The Suffering of Children
Somewhere in Darfur, in a makeshift tent, among the millions of starving and the diseased sits a boy just barely 9 years old. Three years ago, when he was just 6, he was made to watch the massacre of his pregnant mother, the rape of his 11 year old sister and the butchering of his father by Arab Janjaweed militia men.
Now, even as he sits in the relative safety of the encampment, he can see visions and hear the screams around him until it transforms into a piercing ring in his ears. That's when he would collapse in an uncontrollable fit. Hungry and utterly destitute, he now waits. For what, he does not know. He is only 1 of the millions of confused, displaced, homeless and scared children of the world
Two thousand miles to the east, in a dimly lit apartment in Maafannu, a girl cowers in a corner clutching a pillow for protection. Tonight, he will come, he will offer some useless gift as usual, then he will talk and then it will begin. The pain will begin. She knows what to do. She would close her eyes, transport herself faraway, forget about the violation committed on her fragile body while fighting the tears that never cease. For 3 years since she was 6 this man, her uncle, a trusted and respected family man has sexually abused her. The pain and mental anguish is unbearable now.

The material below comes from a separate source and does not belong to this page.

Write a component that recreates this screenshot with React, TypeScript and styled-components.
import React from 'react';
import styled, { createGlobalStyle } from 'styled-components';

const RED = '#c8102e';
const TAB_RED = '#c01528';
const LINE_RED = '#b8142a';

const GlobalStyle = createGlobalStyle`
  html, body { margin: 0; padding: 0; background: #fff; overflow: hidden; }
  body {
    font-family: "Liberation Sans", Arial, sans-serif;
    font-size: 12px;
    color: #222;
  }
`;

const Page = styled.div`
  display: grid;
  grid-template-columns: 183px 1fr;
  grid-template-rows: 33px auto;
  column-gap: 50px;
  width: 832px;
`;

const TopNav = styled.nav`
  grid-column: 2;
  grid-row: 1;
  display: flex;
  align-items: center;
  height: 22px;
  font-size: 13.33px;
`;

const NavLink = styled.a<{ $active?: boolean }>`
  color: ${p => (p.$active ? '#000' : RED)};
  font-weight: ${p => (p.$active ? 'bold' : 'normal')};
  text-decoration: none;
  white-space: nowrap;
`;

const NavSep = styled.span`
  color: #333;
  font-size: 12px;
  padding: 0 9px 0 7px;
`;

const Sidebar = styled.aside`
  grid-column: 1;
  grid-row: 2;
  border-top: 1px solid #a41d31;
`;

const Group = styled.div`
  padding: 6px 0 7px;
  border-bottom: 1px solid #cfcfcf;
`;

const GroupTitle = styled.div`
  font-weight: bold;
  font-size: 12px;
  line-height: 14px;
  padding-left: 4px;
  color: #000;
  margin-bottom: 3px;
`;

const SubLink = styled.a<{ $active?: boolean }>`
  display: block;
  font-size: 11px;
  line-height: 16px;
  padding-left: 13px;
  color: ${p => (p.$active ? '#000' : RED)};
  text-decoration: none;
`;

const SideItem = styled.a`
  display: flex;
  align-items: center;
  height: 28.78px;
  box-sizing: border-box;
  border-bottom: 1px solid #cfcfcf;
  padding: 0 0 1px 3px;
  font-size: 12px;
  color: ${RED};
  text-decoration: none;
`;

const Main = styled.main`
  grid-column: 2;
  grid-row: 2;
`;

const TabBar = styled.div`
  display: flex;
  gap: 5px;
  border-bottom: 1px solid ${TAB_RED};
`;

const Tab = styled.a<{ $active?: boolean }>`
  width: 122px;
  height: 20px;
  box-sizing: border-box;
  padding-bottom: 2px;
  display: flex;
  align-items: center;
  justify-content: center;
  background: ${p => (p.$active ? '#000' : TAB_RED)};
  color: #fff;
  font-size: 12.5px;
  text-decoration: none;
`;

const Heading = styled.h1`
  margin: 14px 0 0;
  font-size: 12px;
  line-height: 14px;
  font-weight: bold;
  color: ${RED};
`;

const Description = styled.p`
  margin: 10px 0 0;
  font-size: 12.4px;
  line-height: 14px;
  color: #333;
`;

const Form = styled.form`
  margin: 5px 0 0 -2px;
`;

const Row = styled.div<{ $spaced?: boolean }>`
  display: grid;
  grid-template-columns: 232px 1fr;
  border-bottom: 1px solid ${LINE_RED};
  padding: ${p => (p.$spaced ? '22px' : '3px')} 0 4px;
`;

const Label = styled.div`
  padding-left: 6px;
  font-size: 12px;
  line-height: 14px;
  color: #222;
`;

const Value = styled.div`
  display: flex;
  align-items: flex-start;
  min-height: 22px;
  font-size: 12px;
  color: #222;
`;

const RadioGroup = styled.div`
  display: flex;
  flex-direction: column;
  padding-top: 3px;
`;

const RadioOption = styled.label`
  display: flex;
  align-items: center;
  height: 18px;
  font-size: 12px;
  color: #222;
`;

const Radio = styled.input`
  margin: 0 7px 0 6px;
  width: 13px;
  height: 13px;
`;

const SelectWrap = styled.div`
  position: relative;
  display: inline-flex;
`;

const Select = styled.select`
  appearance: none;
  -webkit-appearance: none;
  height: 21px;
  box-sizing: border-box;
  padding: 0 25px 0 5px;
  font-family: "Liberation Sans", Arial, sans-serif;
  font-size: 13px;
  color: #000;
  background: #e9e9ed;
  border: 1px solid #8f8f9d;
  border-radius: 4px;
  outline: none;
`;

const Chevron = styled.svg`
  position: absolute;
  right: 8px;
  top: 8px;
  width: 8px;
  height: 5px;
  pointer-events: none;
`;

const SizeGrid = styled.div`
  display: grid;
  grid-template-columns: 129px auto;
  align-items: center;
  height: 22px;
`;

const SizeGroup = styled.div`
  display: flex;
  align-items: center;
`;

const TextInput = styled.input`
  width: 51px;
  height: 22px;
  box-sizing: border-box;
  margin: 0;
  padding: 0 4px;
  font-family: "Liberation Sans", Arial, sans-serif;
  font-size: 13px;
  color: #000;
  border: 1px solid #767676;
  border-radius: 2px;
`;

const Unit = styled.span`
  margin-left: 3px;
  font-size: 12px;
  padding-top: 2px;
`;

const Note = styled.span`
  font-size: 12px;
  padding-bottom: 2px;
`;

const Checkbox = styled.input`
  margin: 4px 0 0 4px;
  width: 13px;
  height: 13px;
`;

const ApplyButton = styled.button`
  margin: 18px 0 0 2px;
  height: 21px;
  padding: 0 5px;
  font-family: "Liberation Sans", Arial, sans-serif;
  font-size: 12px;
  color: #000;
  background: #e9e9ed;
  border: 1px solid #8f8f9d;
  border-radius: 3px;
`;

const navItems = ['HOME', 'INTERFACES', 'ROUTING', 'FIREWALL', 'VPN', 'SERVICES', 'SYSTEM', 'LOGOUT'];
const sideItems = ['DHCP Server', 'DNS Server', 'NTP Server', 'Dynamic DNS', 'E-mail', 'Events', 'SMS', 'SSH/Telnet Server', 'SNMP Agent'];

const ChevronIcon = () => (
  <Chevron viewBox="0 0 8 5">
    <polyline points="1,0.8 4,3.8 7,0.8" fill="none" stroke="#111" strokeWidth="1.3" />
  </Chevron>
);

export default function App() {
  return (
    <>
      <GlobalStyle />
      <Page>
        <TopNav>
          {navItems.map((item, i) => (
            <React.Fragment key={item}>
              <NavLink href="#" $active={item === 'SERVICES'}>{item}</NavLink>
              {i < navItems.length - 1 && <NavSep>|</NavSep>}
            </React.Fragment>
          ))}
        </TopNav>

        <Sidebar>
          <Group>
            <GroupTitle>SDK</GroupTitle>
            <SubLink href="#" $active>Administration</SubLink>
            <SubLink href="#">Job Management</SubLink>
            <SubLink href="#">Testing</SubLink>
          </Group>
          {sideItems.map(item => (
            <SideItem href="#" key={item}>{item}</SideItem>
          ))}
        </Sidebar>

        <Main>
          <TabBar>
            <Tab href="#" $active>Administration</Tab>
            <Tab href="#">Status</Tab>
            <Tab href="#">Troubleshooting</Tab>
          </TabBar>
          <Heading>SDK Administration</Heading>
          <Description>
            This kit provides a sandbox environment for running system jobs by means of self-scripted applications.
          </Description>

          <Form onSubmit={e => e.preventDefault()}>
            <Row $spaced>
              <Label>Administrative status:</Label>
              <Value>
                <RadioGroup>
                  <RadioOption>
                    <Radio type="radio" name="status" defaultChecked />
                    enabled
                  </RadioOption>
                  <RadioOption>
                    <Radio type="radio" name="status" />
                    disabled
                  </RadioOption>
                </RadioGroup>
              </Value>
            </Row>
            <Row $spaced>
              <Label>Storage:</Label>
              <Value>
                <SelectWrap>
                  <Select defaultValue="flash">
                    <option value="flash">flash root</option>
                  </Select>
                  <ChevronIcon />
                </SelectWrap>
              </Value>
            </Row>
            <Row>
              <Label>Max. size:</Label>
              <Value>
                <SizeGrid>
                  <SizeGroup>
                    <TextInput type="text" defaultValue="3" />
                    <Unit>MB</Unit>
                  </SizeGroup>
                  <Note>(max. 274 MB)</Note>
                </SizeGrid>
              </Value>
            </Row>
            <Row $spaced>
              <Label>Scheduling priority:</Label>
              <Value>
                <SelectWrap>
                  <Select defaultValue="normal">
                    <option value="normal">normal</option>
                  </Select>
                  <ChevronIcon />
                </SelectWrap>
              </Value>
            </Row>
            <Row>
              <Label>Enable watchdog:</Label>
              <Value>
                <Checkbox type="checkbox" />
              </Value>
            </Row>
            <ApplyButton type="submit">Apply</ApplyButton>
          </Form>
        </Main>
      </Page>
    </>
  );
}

Now, secretly, in the darkness that has shrouded her mind, she dreams of death.
To the north, thousands of years ago, a man led his son to a sacrificial altar. His son, confused by the actions of his father, submitted quietly as children often do. Several moments later he was bound-up and laid face down. Terrified and in tears the child looked up at his father who was poised with a knife ready to slit his throat. He closed his eyes as a muffled cry escaped his mouth in anticipation of pain. Then nothing happened. He opened his eyes to see his father, Abraham, had stopped and let go of the knife.
Children face inhumane cruelty, mental trauma and death everyday throughout the world. It is estimated that some 20 thousand children die every day from starvation and preventable diseases. Children, by their very nature, do not understand the reason for their suffering. They do not even have a need to understand. We may justify our suffering by saying that out of our suffering we learn to become better people or become wiser and more knowledgeable. But what use is becoming better and wiser for children?

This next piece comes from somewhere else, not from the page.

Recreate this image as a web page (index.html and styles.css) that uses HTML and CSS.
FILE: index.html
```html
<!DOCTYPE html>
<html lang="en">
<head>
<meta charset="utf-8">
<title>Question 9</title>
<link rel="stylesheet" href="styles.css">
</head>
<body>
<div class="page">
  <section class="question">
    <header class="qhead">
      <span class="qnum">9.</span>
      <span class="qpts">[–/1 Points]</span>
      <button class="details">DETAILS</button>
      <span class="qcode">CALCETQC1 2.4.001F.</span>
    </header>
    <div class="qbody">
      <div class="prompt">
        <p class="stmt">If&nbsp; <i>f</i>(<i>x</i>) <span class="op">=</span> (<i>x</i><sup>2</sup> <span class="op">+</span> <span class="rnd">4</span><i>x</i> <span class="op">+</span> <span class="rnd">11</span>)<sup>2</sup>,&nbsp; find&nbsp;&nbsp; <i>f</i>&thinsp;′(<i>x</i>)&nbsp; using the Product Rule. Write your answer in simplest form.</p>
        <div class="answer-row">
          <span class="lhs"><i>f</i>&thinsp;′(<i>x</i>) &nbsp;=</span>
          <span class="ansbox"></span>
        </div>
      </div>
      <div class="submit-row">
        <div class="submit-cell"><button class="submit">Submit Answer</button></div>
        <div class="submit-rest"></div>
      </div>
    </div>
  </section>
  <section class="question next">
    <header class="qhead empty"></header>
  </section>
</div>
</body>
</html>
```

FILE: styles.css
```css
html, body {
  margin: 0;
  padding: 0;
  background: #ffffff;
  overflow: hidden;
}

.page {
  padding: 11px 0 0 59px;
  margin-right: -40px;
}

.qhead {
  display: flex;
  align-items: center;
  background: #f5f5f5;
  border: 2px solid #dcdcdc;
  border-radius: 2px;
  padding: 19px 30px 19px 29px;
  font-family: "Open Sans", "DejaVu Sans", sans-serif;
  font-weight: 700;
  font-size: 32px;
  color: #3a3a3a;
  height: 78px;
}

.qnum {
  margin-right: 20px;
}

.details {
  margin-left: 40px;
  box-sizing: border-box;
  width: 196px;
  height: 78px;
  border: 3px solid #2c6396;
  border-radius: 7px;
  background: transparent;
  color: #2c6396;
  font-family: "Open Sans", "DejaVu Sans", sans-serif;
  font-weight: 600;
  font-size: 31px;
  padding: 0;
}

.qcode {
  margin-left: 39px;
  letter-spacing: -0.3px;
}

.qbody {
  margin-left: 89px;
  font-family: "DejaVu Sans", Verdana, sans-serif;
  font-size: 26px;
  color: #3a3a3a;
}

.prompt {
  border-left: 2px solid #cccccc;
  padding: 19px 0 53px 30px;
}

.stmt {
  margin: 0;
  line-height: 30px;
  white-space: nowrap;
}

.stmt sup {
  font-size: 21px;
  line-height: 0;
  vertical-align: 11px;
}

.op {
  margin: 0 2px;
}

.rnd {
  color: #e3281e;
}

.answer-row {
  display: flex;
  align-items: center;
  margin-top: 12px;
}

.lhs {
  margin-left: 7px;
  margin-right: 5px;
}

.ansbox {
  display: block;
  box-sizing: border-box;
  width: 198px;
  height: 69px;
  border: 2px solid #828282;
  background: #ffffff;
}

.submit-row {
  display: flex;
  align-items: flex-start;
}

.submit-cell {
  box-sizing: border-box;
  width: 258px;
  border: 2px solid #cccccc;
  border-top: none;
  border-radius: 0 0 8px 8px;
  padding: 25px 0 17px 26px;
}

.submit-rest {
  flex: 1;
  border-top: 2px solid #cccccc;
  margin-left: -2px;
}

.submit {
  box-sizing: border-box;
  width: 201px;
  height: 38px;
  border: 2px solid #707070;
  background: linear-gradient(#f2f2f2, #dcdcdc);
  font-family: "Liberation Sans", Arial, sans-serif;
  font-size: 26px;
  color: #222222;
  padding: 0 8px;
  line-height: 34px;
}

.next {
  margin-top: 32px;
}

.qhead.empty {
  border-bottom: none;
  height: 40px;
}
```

A serial killer may abduct then rape and kill a child. Christians say such horrors are all part of god’s cosmic plan and that ultimately, somewhere down the line, it will all make sense. Muslims believe that humans were given freewill, the abuse of which will be punished on judgment day. This is all very well. Christians will shrug off such atrocities as god’s plan and Muslims will pray for the fires of hell to burn the killer. But what about the child? Where was her freewill in the intricacies of all these beliefs? And what about the grieving parents of the child? What about the killer who goes on to kill even more, sometimes dozens of children? If this is his test where do all his little victims fit into the scheme of such personalised trials?

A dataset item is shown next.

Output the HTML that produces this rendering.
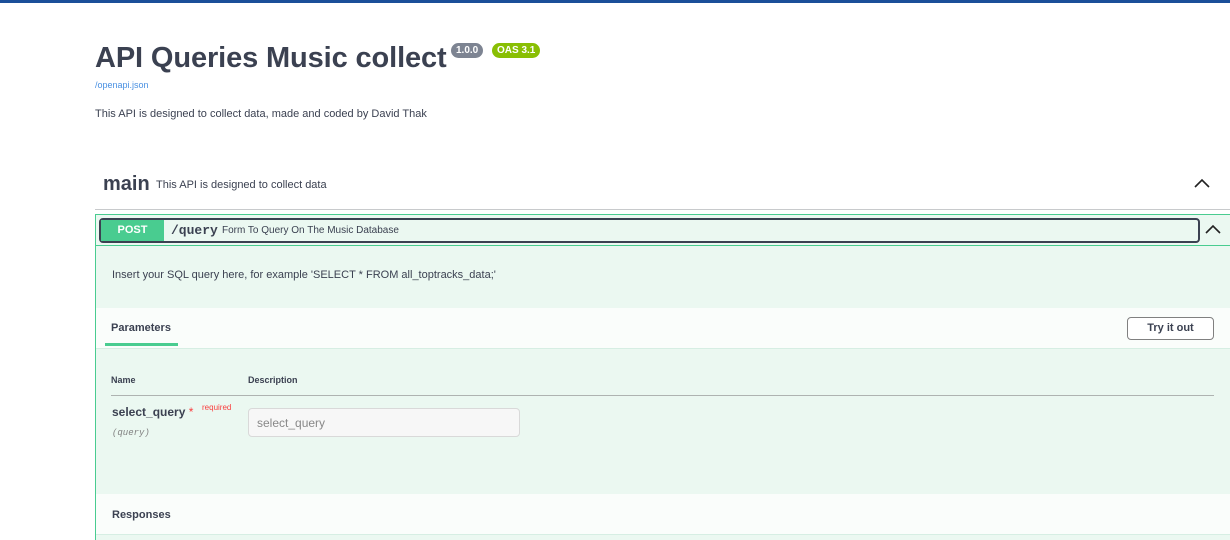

Sinning is supposedly the cause of suffering. The Asian tsunami was believed by millions of Christians and Muslims to be god’s punishment for sinful ways. It was such a deadly delivery that it killed thousands of children in an instant along with the few grown-ups deserving of punishment. Why god required the slaughter of thousands of helpless children (the estimate is around 50,000 little expendable children) and spared the material buildings of some mosques, churches and houses to get a point across should be a big question believers of such nonsense should ask themselves.
Throughout history mankind has used the suffering of children to demonstrate their own convictions, commitment to a god (or gods) or to justify their belonging to a group. Ancient tribes sacrificed children to appease angry gods. Tribes murder the children of rival tribes to bring them to their knees. Abraham almost sacrificed his own son to god in a display of absolute submission and in the process traumatizing poor Ishmael (or Isaac).
And it is this suffering of children that can never be justified. No great thinker, no great intellectual, no raving prophet and no religion can justify the suffering and murder of children without making god sound as heartless as the serial killer, as ruthless as the militant leader and as indifferent as the force of the tsunami.
How exactly does one tell the starving child in Darfur that his life is a test? How do we negotiate the great cosmic plan with the suffering of the abused child in Maafannu? Was the sole purpose of life of the victim of the serial killer just that; to be a victim, to be expendable? No great offering of heavenly prizes or the riches of the hereafter can be a worthy price of reconciliation for the life of the innocent and helpless child.
“If the sufferings of children go to make up the sum of sufferings which is necessary for the purchase of truth, then I say beforehand that the entire truth is not worth such a price.” – Ivan to Alyosha in The Brothers Karamazov by Fyodor Dostoevsky.